START

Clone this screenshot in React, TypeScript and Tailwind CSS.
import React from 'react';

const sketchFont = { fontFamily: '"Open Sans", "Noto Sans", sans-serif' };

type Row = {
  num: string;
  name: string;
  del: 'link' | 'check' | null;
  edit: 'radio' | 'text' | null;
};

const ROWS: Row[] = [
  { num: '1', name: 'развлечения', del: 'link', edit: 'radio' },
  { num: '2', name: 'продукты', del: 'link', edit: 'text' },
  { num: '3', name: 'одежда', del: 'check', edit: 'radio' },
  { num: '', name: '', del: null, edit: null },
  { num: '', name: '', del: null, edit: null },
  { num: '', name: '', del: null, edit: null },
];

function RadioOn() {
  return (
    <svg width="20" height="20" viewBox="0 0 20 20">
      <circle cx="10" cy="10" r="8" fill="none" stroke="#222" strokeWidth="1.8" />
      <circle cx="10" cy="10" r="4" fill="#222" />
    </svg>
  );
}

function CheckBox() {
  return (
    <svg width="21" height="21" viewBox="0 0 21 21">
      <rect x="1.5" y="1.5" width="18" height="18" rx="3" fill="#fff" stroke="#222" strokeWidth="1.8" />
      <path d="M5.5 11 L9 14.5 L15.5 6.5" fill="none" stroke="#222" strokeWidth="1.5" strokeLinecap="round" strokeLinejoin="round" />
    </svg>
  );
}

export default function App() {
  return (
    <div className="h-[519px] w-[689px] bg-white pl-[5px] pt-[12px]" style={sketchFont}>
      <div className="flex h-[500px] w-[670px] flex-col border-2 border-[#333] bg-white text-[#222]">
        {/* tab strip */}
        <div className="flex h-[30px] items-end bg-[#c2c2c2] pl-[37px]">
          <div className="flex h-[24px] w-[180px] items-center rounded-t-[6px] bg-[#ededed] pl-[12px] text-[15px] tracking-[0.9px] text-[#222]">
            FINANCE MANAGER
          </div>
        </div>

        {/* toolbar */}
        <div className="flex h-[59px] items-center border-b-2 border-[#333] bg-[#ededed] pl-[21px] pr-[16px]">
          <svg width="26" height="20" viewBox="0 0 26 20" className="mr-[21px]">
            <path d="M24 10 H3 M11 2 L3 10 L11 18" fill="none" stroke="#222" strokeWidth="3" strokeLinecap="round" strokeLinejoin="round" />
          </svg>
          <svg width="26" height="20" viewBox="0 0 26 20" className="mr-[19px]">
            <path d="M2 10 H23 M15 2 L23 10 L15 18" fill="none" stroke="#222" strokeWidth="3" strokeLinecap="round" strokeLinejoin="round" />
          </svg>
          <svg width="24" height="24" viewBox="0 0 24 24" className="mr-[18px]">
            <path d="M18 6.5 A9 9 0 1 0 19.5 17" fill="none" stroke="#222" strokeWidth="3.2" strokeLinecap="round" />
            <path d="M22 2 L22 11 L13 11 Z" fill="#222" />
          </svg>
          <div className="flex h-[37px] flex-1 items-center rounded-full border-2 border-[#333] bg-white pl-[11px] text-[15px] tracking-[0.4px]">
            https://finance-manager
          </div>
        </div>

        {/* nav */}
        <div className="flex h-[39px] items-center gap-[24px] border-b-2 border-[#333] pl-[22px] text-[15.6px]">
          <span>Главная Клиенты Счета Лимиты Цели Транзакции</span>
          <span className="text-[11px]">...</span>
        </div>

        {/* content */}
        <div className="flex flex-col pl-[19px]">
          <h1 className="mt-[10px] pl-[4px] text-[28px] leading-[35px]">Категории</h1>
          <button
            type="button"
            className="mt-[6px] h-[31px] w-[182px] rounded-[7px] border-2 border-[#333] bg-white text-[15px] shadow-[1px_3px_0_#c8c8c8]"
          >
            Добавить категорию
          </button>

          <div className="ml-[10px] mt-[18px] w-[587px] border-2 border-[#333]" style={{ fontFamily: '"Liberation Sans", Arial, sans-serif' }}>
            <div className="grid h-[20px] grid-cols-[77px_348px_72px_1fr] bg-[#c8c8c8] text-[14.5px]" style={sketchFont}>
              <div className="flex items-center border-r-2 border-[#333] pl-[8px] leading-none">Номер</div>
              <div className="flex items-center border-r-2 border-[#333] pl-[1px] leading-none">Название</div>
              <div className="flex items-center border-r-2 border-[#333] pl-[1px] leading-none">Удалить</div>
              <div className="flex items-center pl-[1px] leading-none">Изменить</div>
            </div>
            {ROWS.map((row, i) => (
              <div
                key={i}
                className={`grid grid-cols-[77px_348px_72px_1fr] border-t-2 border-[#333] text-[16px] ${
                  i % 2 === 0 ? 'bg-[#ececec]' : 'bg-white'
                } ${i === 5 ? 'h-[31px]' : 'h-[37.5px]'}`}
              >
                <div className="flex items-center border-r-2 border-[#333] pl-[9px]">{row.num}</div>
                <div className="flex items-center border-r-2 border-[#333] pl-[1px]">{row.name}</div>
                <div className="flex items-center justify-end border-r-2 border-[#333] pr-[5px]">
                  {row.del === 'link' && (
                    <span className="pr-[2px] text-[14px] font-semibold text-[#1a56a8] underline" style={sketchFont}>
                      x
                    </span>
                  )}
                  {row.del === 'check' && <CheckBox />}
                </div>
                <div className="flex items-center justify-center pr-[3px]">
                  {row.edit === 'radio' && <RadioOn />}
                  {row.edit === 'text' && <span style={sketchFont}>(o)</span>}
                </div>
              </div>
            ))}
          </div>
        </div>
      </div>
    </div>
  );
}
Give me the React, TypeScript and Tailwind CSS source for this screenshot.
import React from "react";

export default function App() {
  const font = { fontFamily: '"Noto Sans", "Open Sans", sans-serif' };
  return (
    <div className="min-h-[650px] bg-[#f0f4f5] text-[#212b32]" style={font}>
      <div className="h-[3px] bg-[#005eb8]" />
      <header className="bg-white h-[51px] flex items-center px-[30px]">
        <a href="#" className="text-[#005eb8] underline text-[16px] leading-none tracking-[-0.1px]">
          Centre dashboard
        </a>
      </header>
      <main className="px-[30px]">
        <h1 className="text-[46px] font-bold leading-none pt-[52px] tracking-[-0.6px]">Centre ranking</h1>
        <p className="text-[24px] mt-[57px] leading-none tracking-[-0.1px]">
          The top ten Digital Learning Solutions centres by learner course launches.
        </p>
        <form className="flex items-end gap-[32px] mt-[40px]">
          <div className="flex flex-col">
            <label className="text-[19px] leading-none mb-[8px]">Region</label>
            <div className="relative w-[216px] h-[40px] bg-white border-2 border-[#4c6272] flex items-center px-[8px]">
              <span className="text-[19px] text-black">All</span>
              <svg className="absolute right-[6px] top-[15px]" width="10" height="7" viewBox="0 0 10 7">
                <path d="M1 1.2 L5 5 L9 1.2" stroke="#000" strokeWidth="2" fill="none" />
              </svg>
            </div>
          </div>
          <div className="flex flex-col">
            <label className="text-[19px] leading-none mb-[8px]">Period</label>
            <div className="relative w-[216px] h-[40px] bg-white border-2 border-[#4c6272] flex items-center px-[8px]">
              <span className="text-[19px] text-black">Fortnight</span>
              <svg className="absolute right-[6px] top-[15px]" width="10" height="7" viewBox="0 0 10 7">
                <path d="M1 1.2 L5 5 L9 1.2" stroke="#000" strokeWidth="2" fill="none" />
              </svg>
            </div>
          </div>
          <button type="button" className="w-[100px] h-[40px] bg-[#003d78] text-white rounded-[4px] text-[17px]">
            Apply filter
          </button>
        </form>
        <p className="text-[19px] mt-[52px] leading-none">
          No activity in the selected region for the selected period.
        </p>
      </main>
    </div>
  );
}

END

■ YOUR GOAL:
Using the listing above, gather each line that holds the string "React" and copy it.

■ RESPONSE TO THIS EXERCISE:
Clone this screenshot in React, TypeScript and Tailwind CSS.
import React from 'react';
Give me the React, TypeScript and Tailwind CSS source for this screenshot.
import React from "react";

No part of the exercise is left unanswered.